The greatest irony is that if he had
caught cholera unintentionally, we now
know that all he would have to do is
drink plenty of clean salty water while
ill and he could easily have survived.
If the "court
of honor" story is true, it makes
a sad point. The story concerns a letter
to the Tsar bearing a complaint by a
nobleman against Tchaikovsky for paying
sexual attention to the nobleman’s son.
So long as Tchaikovsky confined his
sexual attentions to servants, students,
and young men of the common classes,
no one would attack him.

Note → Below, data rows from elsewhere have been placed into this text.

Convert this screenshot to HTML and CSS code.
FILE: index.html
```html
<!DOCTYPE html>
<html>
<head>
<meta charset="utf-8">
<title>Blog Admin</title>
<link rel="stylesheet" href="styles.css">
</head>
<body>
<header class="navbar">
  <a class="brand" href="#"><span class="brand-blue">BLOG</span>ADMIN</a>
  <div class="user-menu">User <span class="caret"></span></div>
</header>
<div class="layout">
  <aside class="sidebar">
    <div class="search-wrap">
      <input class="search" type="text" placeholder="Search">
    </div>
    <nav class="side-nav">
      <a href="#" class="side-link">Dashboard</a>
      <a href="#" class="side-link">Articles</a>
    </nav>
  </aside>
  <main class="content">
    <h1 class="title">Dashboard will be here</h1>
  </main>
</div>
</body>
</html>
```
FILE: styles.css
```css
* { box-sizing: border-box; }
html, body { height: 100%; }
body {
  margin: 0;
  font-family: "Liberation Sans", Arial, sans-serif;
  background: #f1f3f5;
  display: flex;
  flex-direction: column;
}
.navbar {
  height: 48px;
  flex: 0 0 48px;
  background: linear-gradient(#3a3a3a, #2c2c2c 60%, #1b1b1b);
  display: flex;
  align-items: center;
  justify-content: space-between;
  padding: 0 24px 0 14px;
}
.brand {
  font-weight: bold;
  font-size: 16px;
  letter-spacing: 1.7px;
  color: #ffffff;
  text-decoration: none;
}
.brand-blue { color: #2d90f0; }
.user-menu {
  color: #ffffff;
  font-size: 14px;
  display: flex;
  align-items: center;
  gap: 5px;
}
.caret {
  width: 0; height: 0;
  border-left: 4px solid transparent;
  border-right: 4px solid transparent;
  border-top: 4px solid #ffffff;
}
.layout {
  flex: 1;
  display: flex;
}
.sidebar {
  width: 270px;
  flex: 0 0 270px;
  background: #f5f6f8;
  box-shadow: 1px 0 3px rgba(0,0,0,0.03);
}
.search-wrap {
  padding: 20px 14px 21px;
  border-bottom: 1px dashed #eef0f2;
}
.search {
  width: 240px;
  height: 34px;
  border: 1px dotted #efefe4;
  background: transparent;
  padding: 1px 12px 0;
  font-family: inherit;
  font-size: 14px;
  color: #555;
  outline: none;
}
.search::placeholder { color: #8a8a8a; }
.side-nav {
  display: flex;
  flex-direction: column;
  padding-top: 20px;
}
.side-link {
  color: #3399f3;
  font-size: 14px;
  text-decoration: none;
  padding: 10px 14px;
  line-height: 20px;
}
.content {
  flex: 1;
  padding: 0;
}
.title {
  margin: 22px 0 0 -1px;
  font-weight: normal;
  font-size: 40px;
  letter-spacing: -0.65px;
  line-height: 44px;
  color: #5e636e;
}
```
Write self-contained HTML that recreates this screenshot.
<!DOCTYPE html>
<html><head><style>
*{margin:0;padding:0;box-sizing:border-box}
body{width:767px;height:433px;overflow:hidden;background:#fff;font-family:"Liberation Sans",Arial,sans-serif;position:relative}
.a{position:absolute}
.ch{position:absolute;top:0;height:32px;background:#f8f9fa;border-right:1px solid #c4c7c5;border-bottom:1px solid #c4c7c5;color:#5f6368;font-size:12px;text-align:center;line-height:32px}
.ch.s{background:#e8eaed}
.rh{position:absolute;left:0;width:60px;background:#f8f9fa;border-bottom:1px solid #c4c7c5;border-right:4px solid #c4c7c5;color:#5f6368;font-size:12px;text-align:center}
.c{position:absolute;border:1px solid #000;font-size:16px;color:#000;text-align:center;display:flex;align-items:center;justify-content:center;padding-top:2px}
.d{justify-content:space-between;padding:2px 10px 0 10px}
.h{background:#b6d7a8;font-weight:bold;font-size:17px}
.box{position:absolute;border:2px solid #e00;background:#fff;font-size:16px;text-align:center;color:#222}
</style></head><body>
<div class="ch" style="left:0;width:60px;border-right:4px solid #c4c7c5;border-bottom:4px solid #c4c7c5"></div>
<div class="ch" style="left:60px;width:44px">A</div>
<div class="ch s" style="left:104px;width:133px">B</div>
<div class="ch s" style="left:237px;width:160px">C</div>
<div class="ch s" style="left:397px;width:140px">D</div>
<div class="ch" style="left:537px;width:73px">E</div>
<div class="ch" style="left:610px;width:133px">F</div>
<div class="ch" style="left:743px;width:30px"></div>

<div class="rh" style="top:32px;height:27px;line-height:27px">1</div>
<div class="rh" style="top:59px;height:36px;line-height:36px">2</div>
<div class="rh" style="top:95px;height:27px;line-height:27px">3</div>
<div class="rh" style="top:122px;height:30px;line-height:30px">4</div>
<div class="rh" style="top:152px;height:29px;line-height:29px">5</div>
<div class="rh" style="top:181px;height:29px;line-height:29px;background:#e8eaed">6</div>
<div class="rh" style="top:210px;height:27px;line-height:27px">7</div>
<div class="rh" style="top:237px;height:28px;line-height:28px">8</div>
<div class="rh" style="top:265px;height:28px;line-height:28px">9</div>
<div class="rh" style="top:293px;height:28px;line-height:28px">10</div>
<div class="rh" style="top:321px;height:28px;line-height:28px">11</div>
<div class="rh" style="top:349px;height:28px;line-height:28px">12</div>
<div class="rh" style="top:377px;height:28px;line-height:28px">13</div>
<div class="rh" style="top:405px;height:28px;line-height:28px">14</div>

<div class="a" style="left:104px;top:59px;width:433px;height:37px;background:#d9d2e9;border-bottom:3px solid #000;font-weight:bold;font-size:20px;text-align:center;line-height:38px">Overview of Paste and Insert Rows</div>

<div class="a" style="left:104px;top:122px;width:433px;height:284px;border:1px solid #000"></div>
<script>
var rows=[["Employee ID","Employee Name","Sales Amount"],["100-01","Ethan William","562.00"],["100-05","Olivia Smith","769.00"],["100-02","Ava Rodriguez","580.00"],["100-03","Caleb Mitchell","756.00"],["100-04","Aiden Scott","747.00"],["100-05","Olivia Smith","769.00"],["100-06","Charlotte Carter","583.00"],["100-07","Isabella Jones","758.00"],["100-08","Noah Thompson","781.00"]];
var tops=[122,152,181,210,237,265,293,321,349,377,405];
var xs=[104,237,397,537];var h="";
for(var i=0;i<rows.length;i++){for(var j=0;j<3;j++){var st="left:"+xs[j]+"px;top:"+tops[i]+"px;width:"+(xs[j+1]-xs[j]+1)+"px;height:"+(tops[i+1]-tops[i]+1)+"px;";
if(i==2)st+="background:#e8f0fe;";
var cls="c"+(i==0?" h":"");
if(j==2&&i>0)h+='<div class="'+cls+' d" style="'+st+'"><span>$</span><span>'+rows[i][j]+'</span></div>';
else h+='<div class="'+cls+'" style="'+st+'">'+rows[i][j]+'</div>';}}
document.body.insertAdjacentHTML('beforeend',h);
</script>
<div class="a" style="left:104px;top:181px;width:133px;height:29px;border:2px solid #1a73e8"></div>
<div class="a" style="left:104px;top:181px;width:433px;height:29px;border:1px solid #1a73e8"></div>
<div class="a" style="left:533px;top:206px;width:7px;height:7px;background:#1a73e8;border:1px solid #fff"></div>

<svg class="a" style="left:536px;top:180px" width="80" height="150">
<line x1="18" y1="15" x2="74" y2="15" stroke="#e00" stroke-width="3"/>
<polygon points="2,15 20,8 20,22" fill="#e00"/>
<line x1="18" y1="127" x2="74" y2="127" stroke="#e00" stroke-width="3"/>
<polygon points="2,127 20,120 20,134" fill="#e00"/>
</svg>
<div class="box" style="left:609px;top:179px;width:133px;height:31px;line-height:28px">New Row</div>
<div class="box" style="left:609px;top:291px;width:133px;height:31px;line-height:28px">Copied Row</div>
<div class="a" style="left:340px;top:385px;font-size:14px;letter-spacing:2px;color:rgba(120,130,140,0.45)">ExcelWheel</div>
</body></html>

But when, like
Oscar Wilde, he paid attention to a
young man from the aristocracy, his
social superior, that was different.
Even though the Tsar on occasion chatted
with Tchaikovsky as a cousin, the latter
must never forget his place.
As the son of a mining engineer, Tchaikovsky
was forever a commoner no matter if
he was the most beloved artist in Russia,
and one of the world’s greatest living
composers. Tchaikovsky could probably
have fled to exile in Paris, but Brown
makes it clear that Tchaikovsky would
rather die than be exiled from his beloved
native land, so suicide was his only
honorable course. However this whole
story hinges on the testimony of a single
elderly individual relating events of
many decades before. There is no direct
evidence, no physical letter to the
Tsar, no positive identification of
the nobleman involved, no record of
a witness to Tchaikovsky’s alleged infractions.
In his many works Tchaikovsky
embraces such a variety of forms and
textures that Mr. Brown makes no attempt
to speculate what sort of music Tchaikovsky
would have written had he lived. But
I will be more bold; had he lived to
be 73, it would have been Tchaikovsky
and not Stravinsky who would have written
Firebird, Petrouchka and
Sacre du Printemps and I think
Stravinsky would have agreed with me.